— begin Provided data —
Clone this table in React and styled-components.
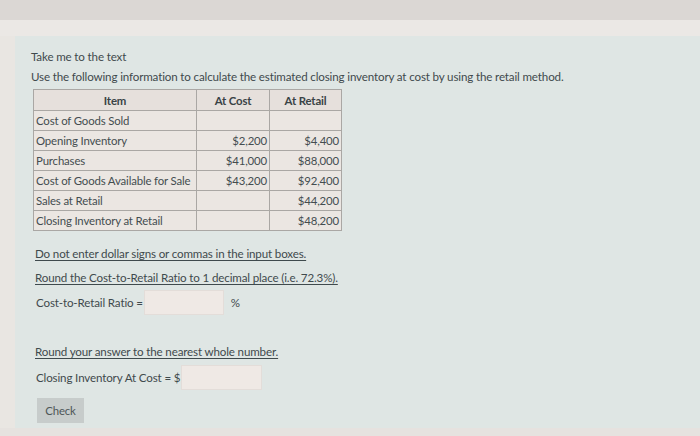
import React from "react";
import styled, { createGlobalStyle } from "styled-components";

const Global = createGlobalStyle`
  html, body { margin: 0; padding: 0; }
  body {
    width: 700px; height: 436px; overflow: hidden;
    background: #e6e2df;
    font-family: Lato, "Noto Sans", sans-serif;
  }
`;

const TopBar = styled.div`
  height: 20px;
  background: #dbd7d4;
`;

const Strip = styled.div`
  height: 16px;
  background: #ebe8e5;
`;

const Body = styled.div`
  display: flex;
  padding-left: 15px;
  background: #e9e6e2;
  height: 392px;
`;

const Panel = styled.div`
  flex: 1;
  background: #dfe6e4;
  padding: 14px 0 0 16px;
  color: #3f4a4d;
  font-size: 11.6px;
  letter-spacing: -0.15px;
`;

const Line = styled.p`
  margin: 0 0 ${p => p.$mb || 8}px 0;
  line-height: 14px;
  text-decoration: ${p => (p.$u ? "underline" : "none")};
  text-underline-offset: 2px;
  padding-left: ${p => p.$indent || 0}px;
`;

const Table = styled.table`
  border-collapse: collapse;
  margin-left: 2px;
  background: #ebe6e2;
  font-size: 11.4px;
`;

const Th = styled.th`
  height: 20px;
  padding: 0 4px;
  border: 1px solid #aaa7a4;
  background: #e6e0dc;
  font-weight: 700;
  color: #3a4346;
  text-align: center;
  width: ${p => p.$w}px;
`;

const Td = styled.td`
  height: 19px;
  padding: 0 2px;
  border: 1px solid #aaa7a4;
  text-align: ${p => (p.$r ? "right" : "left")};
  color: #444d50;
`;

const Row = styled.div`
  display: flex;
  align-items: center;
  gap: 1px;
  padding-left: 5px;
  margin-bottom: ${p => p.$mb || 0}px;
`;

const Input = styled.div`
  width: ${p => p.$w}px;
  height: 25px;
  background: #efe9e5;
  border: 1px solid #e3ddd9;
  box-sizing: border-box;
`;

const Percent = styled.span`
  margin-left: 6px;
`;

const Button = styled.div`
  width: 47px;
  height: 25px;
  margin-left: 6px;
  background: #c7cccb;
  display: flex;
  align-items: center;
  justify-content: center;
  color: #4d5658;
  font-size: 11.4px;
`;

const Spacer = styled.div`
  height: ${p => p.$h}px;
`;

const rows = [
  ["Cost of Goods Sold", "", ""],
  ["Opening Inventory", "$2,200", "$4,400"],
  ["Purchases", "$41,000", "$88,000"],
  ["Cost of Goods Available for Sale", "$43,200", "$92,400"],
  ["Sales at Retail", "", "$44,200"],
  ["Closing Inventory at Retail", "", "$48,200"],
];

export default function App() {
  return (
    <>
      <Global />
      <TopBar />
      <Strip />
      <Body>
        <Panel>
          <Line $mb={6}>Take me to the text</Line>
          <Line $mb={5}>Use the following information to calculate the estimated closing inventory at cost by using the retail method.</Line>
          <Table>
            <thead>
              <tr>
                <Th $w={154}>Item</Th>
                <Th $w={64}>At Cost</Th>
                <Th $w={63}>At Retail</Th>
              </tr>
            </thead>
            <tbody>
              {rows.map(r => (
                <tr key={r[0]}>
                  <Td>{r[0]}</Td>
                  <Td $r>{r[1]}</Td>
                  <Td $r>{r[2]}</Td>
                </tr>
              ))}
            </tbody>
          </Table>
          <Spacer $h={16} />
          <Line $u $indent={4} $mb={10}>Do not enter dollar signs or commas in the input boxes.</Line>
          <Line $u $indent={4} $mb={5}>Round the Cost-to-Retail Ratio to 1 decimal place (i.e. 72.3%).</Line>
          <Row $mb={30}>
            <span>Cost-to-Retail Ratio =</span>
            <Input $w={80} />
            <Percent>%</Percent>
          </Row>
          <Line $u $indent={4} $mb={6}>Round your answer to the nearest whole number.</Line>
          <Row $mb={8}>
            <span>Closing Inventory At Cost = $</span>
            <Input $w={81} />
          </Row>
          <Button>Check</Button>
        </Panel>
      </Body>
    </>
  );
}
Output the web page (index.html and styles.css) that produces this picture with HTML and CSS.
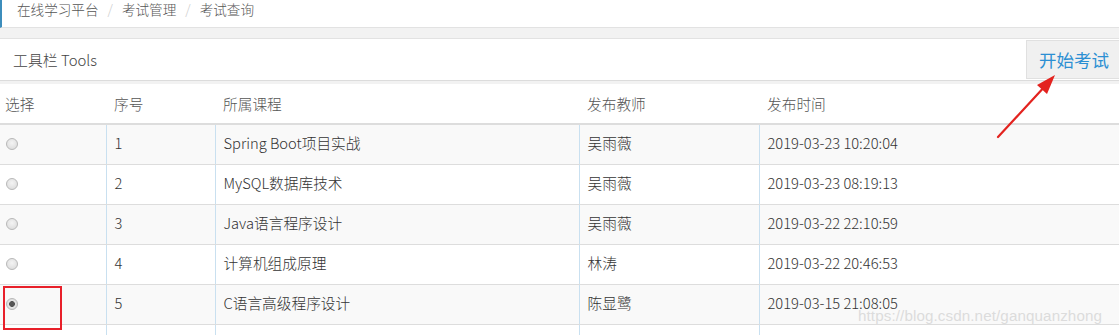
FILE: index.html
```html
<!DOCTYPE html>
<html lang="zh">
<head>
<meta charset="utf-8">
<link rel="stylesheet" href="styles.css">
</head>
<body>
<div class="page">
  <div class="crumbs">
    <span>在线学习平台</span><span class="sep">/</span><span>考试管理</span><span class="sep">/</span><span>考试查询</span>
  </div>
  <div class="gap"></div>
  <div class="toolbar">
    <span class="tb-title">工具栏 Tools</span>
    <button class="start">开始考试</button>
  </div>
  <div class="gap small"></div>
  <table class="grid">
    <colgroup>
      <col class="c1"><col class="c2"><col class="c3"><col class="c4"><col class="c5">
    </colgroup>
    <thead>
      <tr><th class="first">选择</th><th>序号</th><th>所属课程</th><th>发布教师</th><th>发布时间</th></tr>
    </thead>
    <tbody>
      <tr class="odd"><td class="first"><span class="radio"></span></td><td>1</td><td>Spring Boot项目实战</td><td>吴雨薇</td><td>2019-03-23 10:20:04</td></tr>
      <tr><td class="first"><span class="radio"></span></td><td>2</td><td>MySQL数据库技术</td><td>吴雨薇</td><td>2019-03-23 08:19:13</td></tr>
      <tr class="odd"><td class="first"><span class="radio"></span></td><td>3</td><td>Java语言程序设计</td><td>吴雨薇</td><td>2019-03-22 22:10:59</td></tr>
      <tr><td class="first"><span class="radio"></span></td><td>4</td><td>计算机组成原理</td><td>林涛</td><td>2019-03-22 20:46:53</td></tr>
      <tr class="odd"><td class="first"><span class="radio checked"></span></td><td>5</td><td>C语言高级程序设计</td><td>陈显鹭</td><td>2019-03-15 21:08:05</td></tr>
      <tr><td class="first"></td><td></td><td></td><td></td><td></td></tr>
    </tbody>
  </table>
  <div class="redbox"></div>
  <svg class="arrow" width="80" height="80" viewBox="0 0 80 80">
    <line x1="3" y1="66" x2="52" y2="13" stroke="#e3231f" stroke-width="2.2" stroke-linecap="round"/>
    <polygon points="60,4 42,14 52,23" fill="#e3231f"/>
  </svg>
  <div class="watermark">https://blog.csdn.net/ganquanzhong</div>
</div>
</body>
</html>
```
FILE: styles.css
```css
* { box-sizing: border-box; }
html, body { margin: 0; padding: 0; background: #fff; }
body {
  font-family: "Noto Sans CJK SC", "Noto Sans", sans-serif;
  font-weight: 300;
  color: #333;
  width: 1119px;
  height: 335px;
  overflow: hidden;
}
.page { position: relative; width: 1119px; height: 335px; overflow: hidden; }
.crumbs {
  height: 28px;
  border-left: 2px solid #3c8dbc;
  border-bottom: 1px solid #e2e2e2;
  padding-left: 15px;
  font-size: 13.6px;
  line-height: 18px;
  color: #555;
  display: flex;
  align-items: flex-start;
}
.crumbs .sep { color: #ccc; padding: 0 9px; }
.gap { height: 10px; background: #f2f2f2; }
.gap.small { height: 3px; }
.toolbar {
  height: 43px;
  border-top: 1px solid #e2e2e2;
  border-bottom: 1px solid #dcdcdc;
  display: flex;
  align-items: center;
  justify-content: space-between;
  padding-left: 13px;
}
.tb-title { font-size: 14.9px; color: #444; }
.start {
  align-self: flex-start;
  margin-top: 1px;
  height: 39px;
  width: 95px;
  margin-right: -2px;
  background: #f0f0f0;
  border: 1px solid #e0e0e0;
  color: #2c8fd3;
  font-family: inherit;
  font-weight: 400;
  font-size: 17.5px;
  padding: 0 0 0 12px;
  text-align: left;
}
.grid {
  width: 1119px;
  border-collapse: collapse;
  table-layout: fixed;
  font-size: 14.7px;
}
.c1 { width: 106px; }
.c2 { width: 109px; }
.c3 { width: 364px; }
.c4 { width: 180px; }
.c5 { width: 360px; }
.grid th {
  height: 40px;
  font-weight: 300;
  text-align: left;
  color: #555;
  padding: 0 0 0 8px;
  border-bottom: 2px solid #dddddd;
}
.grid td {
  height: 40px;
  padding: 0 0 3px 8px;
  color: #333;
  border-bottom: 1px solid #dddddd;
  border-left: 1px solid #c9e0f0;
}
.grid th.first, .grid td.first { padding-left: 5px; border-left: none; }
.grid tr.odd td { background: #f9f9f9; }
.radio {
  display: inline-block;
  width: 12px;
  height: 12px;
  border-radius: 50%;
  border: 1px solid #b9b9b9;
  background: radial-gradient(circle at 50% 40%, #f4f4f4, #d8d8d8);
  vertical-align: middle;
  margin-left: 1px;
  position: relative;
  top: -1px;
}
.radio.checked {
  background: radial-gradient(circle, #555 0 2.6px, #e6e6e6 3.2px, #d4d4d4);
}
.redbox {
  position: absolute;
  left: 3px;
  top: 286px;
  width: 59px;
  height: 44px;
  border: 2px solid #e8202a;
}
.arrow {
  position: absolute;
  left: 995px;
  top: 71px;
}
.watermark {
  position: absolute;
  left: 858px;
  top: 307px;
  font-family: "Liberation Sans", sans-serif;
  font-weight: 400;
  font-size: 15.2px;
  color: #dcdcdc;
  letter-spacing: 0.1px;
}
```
— end Provided data —
▸ Exercise instructions: Among the entries above, how many lines hold the string "styles"? Respond with nothing but the number.

▸ The output: 3